Oregon is currently the only state that requires attorneys in private practice to carry malpractice insurance. A handful of other states require attorneys to disclose to clients whether they carry coverage, but disclosure is not the same as a mandate. The reality is that a significant number of attorneys, particularly solo practitioners and small-firm lawyers, practice without malpractice insurance. If you are considering a malpractice claim, one of the first things your new attorney will investigate is whether the former lawyer carries a professional liability policy.
An insured attorney’s policy typically covers the costs of defending the malpractice claim and paying any resulting judgment or settlement, up to the policy limits. An uninsured attorney’s personal and business assets are the only source of recovery, which may be limited. This practical reality shapes the economics of every malpractice case and is a major factor in whether a malpractice attorney will take your case on contingency.
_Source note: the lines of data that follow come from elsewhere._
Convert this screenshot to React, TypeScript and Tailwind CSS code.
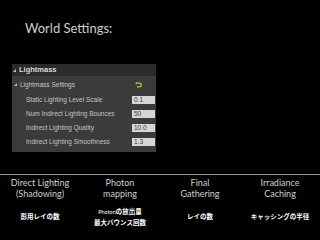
import React from 'react';

const rows = [
  { label: 'Static Lighting Level Scale', value: '0.1' },
  { label: 'Num Indirect Lighting Bounces', value: '50' },
  { label: 'Indirect Lighting Quality', value: '10.0' },
  { label: 'Indirect Lighting Smoothness', value: '1.3' },
];

const Arrow = () => (
  <span className="inline-block w-0 h-0 border-l-[3px] border-l-transparent border-b-[3px] border-b-[#bdbdbd] mr-[3px]" />
);

const ResetIcon = () => (
  <svg width="7" height="6" viewBox="0 0 7 6" className="block">
    <path d="M1 1.2 H4.5 A1.8 1.8 0 0 1 4.5 4.8 H2" fill="none" stroke="#b7c239" strokeWidth="1.3" />
    <path d="M0 1.2 L2 0 L2 2.4 Z" fill="#b7c239" />
  </svg>
);

const slide = { fontFamily: 'Lato, "Noto Sans CJK JP", sans-serif' };

export default function App() {
  return (
    <div
      className="w-[320px] h-[240px] bg-black overflow-hidden text-[#d4d4d4]"
      style={{ fontFamily: '"Liberation Sans", "Noto Sans CJK JP", sans-serif' }}
    >
      <div className="pt-[20px] pl-[25px] text-[13px] leading-[16px] text-[#cfcfcf]" style={slide}>
        World Settings:
      </div>

      <div className="ml-[12px] mt-[28px] w-[144px] h-[88px] bg-[#3b3b3b] flex flex-col">
        <div className="h-[12px] bg-[#2b2b2b] flex items-center pl-[1px] text-[7.5px] font-bold text-[#dcdcdc]">
          <Arrow />
          Lightmass
        </div>
        <div className="h-[13px] mt-[2px] flex items-center pl-[2px] pr-[14px] text-[6.5px] text-[#c8c8c8]">
          <Arrow />
          <span className="flex-1">Lightmass Settings</span>
          <ResetIcon />
        </div>
        <div className="flex flex-col gap-[6px] mt-[5px]">
          {rows.map((r) => (
            <div key={r.label} className="h-[8px] flex items-center text-[6.5px]">
              <span className="pl-[14px] flex-1 text-[#c4c4c4]">{r.label}</span>
              <span className="w-[23px] h-[8px] mr-[1px] bg-[#d6d6d6] text-[#3a3a3a] pl-[2px] leading-[8px]">
                {r.value}
              </span>
            </div>
          ))}
        </div>
      </div>

      <div className="mt-[22px] h-px bg-[#9a9a9a]" />

      <div className="grid grid-cols-4 text-center mt-[2px]" style={slide}>
        <div className="flex flex-col items-center">
          <div className="text-[9px] leading-[11px] text-[#cfcfcf]">Direct Lighting<br />(Shadowing)</div>
          <div className="mt-[13px] text-[6.5px] font-bold text-white leading-[9px]">影用レイの数</div>
        </div>
        <div className="flex flex-col items-center">
          <div className="text-[9px] leading-[11px] text-[#cfcfcf]">Photon<br />mapping</div>
          <div className="mt-[8px] text-[6.5px] font-bold text-white leading-[9px]">
            <span className="text-[5.5px] font-normal">Photon</span>の放出量
          </div>
          <div className="mt-[1px] text-[6.5px] font-bold text-white leading-[9px]">最大バウンス回数</div>
        </div>
        <div className="flex flex-col items-center">
          <div className="text-[9px] leading-[11px] text-[#cfcfcf]">Final<br />Gathering</div>
          <div className="mt-[13px] text-[6.5px] font-bold text-white leading-[9px]">レイの数</div>
        </div>
        <div className="flex flex-col items-center">
          <div className="text-[9px] leading-[11px] text-[#cfcfcf]">Irradiance<br />Caching</div>
          <div className="mt-[13px] text-[6.5px] font-bold text-white leading-[9px]">キャッシングの半径</div>
        </div>
      </div>
    </div>
  );
}
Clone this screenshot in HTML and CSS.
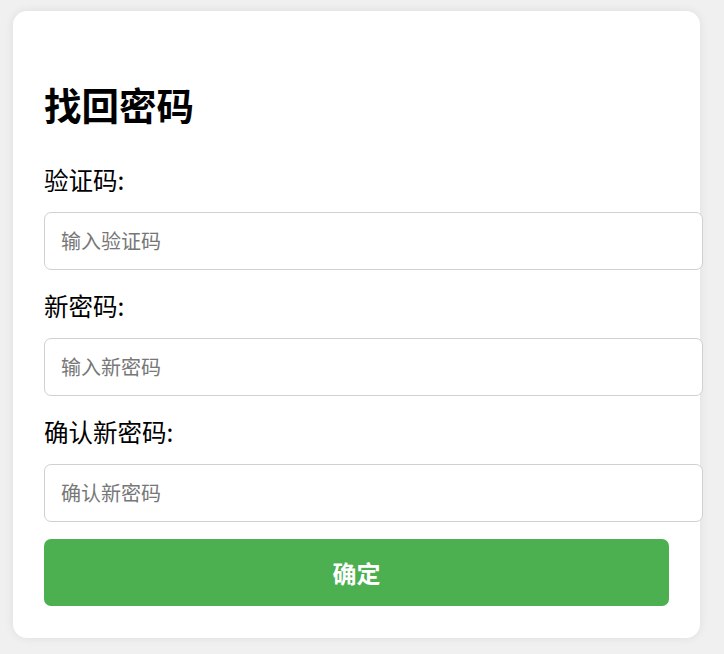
FILE: index.html
```html
<!DOCTYPE html>
<html lang="zh-CN">
<head>
    <meta charset="UTF-8">
    <meta name="viewport" content="width=device-width, initial-scale=1.0">
    <title>找回密码</title>
    <link rel="stylesheet" href="styles.css">
</head>
<body>
    <div class="card">
        <h2 class="title">找回密码</h2>
        <form class="reset-form" onsubmit="return false;">
            <label class="label" for="code">验证码:</label>
            <input class="field" type="text" id="code" placeholder="输入验证码">

            <label class="label" for="pwd">新密码:</label>
            <input class="field" type="password" id="pwd" placeholder="输入新密码">

            <label class="label" for="pwd2">确认新密码:</label>
            <input class="field last" type="password" id="pwd2" placeholder="确认新密码">

            <button class="submit" type="submit">确定</button>
        </form>
    </div>
</body>
</html>
```

FILE: styles.css
```css
* {
    font-family: "Noto Sans CJK SC", "Noto Sans", sans-serif;
}

body {
    margin: 0;
    padding: 11px 24px 17px 13px;
    background: #f0f0f0;
}

.card {
    background: #fff;
    border-radius: 14px;
    padding: 31px 31px 32px;
    box-shadow: 0 0 10px rgba(0, 0, 0, 0.08);
}

.title {
    margin: 40px 0 0;
    font-size: 37.5px;
    line-height: 44px;
    font-weight: 700;
    color: #000;
}

.reset-form {
    display: flex;
    flex-direction: column;
    align-items: flex-start;
}

.label {
    display: block;
    font-size: 24.5px;
    line-height: 32px;
    color: #000;
    margin-bottom: 16px;
}

.title + .reset-form .label:first-child {
    margin-top: 38px;
}

.field {
    width: 100%;
    padding: 15px 16px;
    font-size: 20px;
    line-height: 26px;
    border: 1px solid #d0d0d0;
    border-radius: 7px;
    margin: 0 0 20px;
    outline: none;
    background: #fff;
}

.field::placeholder {
    color: #777;
}

.field.last {
    margin-bottom: 17px;
}

.submit {
    width: 100%;
    padding: 20px 0;
    font-size: 24px;
    line-height: 27px;
    font-weight: 700;
    color: #fff;
    background: #4caf50;
    border: none;
    border-radius: 7px;
    cursor: pointer;
}
```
Legal malpractice cases are expensive to litigate. The case-within-a-case requirement means your attorney is effectively trying two cases at once, and expert witness fees for attorneys who testify about the standard of care can run several hundred dollars per hour. Because of these costs, many malpractice attorneys work on contingency, meaning they take a percentage of the recovery (typically one-third to 40 percent) rather than billing hourly. The tradeoff is that contingency attorneys are selective about which cases they accept. If the provable damages are small or the collectibility is questionable, an attorney may decline the case because the economics do not justify the litigation expense.
If your claim involves smaller damages, some attorneys may offer a hybrid arrangement with a reduced hourly rate plus a smaller contingency percentage. Before signing a fee agreement with a malpractice attorney, make sure you understand who pays for expert witnesses and other litigation costs if the case is unsuccessful. In some contingency arrangements, the attorney advances those costs and absorbs the loss if you do not recover. In others, you are responsible for costs regardless of the outcome.